◆ **REQUIRED WORK**
State the number of lines, and only that number, in which the word "table" appears.
---
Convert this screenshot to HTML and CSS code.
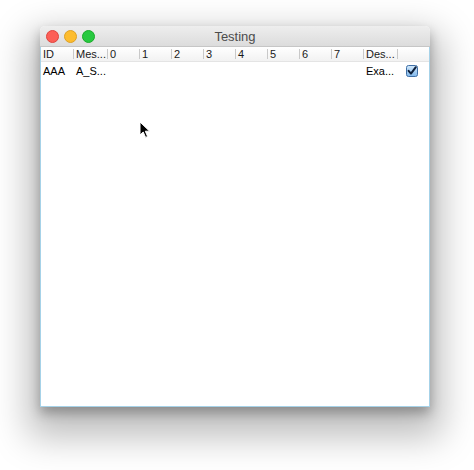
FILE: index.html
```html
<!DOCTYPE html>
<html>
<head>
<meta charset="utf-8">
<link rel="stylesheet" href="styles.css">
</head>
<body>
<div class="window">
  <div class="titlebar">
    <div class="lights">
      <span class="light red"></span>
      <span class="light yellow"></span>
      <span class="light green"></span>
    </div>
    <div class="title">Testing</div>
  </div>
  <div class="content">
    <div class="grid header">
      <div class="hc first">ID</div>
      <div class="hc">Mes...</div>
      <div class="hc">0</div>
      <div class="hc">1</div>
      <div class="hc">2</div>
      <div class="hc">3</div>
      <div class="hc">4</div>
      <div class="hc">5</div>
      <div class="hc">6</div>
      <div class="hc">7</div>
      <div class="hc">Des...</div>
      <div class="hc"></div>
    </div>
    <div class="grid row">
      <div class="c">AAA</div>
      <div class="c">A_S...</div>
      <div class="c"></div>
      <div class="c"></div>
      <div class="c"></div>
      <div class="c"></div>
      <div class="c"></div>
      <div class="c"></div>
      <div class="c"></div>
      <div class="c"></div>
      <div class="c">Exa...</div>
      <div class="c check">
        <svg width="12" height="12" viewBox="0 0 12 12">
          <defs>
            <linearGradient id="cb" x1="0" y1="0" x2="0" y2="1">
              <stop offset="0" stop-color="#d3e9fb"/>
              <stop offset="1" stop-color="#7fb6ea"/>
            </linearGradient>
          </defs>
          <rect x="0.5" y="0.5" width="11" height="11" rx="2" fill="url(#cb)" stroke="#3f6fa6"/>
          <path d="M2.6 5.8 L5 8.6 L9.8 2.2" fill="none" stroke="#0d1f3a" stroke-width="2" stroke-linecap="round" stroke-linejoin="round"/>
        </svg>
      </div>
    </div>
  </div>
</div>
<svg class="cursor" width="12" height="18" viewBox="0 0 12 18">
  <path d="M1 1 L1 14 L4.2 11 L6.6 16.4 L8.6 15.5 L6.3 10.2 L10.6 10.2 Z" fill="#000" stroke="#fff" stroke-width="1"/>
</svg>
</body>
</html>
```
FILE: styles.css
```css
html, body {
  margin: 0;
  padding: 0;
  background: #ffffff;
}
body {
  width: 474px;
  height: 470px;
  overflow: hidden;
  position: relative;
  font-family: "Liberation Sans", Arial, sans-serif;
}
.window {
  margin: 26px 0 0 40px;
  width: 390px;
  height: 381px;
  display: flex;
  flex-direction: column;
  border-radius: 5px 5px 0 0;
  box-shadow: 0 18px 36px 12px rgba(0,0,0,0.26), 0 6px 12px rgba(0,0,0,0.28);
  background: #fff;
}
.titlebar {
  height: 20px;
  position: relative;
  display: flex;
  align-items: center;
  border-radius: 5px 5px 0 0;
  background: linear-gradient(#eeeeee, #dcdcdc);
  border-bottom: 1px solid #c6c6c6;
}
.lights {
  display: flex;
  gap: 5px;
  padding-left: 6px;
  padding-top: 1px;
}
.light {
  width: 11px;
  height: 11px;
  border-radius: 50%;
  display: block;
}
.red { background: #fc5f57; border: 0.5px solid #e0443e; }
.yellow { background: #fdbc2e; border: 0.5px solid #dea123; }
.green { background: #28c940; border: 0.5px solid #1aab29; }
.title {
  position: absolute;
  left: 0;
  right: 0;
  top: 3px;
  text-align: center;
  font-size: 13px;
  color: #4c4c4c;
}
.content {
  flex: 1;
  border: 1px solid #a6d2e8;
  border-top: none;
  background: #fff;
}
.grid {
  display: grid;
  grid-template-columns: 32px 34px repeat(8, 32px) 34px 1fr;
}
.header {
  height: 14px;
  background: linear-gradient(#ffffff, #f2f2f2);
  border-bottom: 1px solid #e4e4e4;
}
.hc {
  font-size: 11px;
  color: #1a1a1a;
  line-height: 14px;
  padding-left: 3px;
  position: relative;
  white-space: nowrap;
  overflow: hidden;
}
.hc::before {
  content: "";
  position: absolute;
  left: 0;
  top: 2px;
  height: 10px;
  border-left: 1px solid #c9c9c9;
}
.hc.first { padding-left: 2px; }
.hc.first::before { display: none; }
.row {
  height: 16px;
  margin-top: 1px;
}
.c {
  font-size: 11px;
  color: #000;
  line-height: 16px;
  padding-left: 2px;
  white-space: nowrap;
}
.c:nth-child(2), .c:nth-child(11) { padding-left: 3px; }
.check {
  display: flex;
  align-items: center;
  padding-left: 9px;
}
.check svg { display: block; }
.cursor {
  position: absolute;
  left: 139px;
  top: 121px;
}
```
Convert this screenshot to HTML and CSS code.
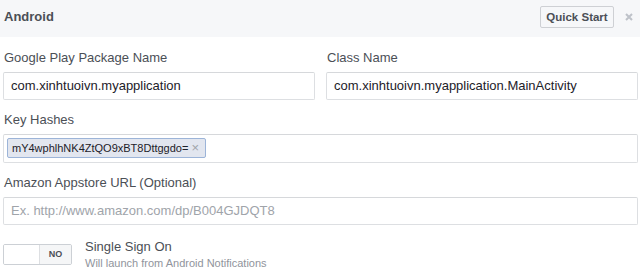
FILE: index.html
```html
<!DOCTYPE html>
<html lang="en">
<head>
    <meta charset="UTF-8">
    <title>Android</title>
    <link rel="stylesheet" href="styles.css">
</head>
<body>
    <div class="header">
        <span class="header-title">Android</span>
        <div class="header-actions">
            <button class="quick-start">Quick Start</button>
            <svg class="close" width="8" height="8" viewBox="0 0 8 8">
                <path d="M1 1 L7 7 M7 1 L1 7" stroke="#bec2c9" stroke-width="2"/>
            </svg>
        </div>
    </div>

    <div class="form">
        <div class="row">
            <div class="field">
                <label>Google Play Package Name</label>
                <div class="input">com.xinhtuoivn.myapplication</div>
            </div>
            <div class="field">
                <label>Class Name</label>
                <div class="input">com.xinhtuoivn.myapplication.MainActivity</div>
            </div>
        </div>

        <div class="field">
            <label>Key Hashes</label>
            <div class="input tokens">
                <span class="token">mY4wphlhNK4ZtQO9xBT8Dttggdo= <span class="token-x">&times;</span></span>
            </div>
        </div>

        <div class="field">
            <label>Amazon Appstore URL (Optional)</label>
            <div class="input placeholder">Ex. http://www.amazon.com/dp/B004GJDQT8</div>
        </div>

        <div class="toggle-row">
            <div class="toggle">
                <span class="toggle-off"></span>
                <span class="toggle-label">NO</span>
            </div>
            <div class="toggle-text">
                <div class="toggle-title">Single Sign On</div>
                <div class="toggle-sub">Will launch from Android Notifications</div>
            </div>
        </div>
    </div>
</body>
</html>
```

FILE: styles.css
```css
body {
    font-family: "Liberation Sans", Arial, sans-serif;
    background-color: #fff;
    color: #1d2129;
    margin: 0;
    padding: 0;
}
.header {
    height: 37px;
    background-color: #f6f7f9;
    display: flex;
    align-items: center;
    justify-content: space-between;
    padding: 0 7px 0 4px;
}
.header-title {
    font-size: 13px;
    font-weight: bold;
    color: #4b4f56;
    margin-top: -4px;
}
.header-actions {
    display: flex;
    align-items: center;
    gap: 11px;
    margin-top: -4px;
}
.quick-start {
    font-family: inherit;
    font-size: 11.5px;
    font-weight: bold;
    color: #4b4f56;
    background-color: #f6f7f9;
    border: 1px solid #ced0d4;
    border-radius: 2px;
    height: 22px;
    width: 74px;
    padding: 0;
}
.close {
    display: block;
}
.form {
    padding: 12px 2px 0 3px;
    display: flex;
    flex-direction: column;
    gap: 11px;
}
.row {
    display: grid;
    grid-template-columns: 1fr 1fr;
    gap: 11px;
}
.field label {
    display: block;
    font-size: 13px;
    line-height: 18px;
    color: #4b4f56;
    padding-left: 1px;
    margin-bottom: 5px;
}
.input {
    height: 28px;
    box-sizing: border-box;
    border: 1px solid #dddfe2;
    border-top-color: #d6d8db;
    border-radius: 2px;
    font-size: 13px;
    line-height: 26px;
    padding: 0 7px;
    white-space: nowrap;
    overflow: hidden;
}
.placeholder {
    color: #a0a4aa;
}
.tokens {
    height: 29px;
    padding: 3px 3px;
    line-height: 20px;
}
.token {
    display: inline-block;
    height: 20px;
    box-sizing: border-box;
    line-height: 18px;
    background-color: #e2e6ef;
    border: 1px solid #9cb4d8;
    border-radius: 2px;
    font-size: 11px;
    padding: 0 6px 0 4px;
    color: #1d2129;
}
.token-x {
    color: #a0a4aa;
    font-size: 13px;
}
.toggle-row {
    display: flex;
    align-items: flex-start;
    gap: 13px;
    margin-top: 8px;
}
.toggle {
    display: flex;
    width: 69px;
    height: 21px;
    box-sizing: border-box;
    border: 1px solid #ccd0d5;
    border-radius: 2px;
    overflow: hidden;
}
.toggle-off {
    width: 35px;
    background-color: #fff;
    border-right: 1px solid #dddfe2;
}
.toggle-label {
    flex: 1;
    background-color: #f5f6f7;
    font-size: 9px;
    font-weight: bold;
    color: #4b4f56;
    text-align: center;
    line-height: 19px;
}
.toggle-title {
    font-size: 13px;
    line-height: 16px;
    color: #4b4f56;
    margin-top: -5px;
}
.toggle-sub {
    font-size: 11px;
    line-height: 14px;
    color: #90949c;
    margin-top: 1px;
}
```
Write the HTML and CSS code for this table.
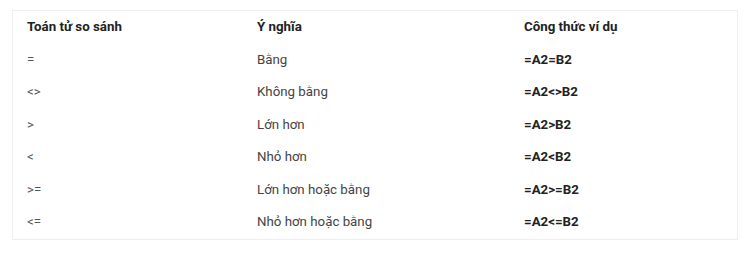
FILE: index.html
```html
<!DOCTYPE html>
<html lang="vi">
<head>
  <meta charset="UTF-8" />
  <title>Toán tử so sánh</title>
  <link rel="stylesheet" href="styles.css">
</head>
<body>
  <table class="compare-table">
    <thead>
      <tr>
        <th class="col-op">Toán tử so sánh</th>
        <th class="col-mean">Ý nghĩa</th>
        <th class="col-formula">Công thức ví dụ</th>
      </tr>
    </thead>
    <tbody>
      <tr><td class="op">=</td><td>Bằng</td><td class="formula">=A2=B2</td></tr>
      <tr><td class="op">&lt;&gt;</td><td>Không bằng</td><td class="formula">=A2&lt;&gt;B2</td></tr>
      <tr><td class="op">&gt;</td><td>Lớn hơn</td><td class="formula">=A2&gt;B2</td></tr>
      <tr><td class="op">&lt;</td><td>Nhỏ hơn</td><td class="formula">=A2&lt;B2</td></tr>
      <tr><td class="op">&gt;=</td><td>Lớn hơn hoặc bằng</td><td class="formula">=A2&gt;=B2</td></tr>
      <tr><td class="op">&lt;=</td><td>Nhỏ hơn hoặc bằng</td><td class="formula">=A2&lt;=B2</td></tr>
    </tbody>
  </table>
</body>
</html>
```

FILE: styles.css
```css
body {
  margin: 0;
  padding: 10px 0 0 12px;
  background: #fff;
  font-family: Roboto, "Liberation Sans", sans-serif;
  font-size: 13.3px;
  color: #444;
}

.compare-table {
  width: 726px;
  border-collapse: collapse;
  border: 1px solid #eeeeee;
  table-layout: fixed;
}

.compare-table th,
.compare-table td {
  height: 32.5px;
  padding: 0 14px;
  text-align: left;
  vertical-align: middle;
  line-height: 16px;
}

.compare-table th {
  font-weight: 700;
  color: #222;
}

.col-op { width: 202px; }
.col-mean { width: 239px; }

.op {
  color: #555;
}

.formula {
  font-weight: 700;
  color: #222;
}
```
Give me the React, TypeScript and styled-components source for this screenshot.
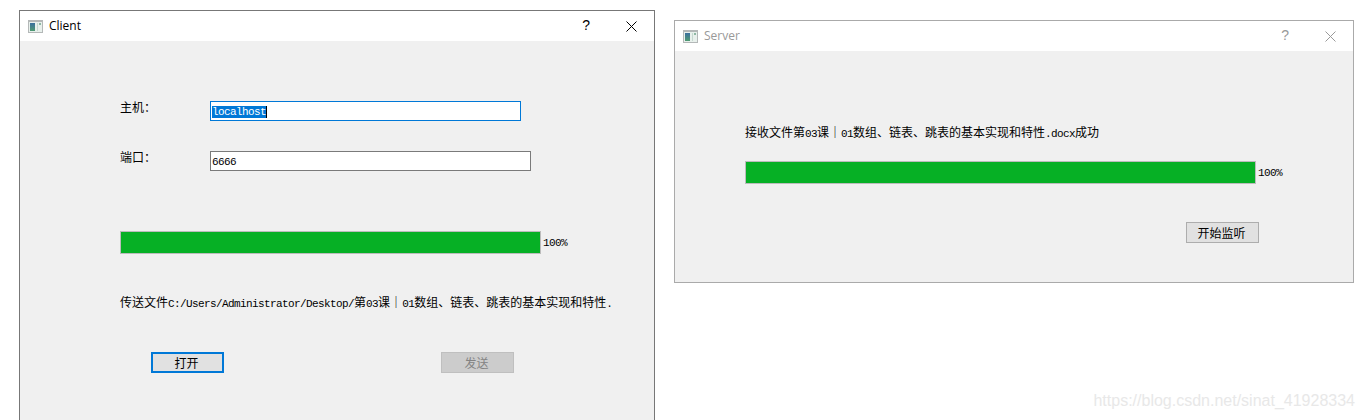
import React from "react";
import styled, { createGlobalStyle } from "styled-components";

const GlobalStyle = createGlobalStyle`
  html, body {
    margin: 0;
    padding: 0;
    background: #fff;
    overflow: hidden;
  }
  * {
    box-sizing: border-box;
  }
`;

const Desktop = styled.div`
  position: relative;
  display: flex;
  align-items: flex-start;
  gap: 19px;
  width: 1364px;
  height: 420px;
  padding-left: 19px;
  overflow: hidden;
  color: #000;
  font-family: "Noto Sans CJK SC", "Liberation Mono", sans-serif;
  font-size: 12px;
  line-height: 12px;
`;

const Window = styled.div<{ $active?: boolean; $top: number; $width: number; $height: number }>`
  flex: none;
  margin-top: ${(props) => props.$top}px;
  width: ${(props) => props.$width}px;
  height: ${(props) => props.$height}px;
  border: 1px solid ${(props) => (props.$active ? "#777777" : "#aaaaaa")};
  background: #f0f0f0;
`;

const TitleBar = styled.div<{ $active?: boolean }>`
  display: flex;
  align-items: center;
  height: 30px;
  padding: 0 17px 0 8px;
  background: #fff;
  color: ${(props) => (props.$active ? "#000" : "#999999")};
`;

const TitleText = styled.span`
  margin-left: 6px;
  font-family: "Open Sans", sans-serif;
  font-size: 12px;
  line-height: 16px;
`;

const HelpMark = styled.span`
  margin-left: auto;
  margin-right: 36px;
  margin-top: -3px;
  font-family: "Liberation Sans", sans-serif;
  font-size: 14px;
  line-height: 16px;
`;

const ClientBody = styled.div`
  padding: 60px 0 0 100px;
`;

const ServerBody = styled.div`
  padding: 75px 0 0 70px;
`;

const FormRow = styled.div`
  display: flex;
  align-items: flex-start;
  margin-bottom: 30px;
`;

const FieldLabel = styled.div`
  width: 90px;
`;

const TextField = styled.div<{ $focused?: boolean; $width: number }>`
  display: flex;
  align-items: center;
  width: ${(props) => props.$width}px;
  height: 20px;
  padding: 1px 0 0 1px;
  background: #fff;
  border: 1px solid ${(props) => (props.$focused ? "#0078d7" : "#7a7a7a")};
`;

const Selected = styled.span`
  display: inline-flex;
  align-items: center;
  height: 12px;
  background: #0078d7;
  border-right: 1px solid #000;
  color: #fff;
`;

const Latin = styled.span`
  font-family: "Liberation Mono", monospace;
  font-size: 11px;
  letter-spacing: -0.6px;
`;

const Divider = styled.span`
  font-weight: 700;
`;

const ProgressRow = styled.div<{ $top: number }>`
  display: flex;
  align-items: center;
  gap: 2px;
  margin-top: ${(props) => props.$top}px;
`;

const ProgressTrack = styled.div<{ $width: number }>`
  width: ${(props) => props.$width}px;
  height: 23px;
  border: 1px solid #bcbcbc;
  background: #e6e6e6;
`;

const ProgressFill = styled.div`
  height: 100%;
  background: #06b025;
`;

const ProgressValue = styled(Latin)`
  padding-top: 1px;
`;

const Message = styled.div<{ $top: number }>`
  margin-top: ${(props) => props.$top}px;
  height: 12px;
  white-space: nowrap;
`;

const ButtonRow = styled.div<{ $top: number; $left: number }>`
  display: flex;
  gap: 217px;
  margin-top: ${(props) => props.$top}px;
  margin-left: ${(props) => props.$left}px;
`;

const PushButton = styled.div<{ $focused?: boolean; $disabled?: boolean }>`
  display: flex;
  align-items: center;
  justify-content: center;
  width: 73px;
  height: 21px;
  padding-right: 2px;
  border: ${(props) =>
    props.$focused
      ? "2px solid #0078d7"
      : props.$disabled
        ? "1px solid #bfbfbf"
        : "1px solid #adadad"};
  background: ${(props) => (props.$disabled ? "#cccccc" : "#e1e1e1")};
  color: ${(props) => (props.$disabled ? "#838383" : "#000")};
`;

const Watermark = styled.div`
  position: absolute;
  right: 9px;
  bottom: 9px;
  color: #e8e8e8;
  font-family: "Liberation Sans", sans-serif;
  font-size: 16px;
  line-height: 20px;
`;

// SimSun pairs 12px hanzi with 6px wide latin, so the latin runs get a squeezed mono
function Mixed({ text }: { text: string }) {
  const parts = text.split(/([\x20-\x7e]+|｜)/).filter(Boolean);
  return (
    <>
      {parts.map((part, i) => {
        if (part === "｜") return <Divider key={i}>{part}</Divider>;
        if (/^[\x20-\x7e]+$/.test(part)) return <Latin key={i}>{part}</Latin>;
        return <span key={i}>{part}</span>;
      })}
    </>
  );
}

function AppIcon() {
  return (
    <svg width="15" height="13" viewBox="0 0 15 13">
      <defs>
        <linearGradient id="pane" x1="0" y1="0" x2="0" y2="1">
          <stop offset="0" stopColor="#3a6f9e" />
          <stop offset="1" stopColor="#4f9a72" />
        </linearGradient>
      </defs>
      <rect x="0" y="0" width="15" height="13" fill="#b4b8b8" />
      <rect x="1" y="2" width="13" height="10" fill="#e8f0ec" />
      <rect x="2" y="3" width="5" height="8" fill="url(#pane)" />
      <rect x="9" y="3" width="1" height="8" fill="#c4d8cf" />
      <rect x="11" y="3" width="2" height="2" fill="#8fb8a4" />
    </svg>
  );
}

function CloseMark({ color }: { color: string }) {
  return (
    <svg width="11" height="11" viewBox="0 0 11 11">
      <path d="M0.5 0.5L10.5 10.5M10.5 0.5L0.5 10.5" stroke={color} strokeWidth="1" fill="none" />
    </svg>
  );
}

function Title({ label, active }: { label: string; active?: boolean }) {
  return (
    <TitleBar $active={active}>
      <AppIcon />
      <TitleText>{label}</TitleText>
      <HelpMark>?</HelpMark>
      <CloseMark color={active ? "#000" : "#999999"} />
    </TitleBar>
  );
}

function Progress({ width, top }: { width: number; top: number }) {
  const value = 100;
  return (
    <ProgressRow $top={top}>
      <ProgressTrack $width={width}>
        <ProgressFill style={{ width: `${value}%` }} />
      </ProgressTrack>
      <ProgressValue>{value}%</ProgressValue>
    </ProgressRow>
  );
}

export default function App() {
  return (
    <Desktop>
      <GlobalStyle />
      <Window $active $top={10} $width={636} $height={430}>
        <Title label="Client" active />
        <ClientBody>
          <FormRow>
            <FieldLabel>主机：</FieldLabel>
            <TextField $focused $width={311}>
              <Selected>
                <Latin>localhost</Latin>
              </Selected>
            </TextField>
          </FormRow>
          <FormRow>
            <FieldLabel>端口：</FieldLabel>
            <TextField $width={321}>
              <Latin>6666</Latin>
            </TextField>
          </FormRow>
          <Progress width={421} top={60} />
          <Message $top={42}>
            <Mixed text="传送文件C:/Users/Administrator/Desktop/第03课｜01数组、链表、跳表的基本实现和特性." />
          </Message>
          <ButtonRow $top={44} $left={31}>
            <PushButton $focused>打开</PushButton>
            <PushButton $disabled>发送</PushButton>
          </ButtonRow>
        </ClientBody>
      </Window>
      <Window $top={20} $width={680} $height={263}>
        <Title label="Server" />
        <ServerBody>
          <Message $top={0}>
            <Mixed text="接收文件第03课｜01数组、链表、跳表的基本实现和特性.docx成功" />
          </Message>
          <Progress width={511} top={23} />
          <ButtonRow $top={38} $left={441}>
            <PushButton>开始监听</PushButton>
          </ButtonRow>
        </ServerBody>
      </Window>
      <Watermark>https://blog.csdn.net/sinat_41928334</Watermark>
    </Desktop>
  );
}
---
◆ **TASK ANSWER**
8